- _Description of the task_:
Report every line from the material that contains the word "page".

- _Given material_:
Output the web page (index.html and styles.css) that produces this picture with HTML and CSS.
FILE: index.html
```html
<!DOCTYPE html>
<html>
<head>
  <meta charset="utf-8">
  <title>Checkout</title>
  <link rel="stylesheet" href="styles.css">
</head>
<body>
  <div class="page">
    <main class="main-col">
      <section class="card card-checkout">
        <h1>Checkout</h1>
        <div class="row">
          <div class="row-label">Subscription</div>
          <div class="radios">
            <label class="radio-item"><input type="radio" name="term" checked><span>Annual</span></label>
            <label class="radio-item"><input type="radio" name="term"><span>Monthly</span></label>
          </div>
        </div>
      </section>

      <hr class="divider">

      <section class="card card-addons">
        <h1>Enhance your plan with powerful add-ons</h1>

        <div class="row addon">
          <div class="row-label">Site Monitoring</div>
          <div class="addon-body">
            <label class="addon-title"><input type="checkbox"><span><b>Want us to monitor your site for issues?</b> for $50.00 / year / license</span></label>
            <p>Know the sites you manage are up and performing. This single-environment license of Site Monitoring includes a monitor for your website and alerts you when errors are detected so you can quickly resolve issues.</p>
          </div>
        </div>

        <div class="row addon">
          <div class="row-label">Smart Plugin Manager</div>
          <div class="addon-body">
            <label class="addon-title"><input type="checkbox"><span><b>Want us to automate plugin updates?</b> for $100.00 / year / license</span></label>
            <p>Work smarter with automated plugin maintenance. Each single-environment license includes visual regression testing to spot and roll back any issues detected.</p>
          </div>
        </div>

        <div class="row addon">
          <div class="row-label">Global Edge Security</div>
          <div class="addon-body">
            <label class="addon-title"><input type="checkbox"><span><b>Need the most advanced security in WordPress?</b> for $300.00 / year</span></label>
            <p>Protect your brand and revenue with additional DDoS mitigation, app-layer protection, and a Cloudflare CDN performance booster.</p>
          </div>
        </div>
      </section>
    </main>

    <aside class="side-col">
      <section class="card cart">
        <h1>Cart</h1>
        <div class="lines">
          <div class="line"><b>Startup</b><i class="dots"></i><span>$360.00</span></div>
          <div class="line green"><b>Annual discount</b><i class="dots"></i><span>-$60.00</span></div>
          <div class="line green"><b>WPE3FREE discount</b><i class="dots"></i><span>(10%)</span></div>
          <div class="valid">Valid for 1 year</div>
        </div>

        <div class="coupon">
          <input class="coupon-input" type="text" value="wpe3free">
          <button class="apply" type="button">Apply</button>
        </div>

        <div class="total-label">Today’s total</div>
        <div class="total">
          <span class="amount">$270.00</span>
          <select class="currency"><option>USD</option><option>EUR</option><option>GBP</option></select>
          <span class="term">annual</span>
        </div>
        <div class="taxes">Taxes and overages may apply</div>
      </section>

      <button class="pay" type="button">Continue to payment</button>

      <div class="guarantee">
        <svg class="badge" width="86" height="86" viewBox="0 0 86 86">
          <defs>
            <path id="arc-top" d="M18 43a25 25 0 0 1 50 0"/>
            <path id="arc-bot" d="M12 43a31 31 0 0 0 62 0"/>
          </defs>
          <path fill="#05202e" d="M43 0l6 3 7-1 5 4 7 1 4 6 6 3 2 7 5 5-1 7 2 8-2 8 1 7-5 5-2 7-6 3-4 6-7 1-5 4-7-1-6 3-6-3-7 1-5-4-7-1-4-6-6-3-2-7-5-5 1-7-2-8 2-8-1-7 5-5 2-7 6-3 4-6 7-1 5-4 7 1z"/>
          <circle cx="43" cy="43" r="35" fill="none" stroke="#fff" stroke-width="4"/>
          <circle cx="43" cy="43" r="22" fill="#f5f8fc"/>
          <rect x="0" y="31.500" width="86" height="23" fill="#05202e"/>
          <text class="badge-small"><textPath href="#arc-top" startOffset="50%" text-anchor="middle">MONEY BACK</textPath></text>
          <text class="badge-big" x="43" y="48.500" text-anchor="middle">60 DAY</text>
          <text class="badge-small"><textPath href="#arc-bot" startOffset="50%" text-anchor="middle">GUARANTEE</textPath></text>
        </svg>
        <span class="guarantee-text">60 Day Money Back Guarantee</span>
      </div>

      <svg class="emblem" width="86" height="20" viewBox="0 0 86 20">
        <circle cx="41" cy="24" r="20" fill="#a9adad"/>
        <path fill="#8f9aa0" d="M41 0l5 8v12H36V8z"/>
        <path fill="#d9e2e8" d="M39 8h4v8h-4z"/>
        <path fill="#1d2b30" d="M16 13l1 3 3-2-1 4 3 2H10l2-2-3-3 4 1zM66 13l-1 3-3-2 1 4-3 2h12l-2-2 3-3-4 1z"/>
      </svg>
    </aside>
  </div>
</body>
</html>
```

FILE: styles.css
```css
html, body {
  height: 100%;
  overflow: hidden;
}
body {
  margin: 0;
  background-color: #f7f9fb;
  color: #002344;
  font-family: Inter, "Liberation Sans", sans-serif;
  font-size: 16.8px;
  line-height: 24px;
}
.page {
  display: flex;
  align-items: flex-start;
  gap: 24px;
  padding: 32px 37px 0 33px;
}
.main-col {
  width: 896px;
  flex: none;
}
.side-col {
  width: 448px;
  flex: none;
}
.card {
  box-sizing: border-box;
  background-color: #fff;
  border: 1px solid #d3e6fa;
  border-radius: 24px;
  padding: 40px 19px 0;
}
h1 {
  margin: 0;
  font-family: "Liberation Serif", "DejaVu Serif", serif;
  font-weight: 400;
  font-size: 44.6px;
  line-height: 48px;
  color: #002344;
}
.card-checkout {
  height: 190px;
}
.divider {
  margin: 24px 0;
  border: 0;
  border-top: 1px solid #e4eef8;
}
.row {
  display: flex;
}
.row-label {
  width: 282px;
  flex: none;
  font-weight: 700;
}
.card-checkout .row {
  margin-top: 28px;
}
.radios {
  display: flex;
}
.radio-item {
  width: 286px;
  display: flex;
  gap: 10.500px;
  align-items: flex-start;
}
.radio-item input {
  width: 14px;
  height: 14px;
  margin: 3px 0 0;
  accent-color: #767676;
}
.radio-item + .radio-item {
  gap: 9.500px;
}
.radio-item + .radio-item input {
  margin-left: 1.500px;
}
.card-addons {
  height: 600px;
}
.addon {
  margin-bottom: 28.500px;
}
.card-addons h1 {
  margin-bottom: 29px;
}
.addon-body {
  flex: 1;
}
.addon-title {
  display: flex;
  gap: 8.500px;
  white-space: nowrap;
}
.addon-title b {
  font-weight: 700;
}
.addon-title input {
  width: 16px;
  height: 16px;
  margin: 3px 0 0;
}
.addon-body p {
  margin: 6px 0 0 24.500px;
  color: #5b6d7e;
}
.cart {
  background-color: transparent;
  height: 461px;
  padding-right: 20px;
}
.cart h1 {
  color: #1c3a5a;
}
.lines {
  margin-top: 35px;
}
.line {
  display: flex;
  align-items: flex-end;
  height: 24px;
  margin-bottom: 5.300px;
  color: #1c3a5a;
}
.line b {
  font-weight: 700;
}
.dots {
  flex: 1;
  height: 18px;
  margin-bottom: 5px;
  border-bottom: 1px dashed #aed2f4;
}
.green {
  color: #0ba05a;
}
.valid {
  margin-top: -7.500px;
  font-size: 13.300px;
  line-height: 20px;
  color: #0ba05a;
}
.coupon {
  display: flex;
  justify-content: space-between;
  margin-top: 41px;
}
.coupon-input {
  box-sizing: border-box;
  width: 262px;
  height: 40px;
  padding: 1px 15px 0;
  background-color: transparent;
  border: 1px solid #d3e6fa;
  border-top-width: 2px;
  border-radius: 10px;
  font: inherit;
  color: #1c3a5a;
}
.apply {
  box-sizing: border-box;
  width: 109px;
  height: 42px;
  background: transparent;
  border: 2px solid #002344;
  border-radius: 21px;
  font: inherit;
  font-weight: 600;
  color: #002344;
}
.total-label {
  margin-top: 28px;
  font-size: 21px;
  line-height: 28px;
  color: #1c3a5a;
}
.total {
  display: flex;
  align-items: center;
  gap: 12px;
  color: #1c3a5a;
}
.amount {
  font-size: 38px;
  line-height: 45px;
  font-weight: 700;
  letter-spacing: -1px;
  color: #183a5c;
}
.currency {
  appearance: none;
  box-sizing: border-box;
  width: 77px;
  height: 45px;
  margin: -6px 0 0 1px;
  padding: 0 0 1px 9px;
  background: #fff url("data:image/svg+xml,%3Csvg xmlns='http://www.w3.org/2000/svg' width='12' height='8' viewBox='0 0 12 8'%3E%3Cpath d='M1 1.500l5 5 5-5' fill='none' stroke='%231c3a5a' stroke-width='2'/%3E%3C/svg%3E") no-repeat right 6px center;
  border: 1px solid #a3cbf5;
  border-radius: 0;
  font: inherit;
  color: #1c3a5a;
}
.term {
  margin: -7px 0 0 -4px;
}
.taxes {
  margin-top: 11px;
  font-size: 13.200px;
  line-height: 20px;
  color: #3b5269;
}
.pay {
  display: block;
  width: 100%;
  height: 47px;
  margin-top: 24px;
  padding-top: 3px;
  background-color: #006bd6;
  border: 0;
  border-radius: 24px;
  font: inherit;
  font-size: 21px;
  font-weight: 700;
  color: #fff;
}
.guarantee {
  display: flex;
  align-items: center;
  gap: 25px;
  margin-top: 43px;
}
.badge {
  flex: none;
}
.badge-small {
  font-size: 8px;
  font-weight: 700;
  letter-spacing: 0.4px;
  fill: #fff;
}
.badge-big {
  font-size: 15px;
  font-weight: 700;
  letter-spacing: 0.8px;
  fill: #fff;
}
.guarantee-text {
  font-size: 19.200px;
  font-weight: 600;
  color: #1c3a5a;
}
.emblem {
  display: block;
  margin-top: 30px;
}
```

- _Finished exercise_:
Output the web page (index.html and styles.css) that produces this picture with HTML and CSS.
  <div class="page">
.page {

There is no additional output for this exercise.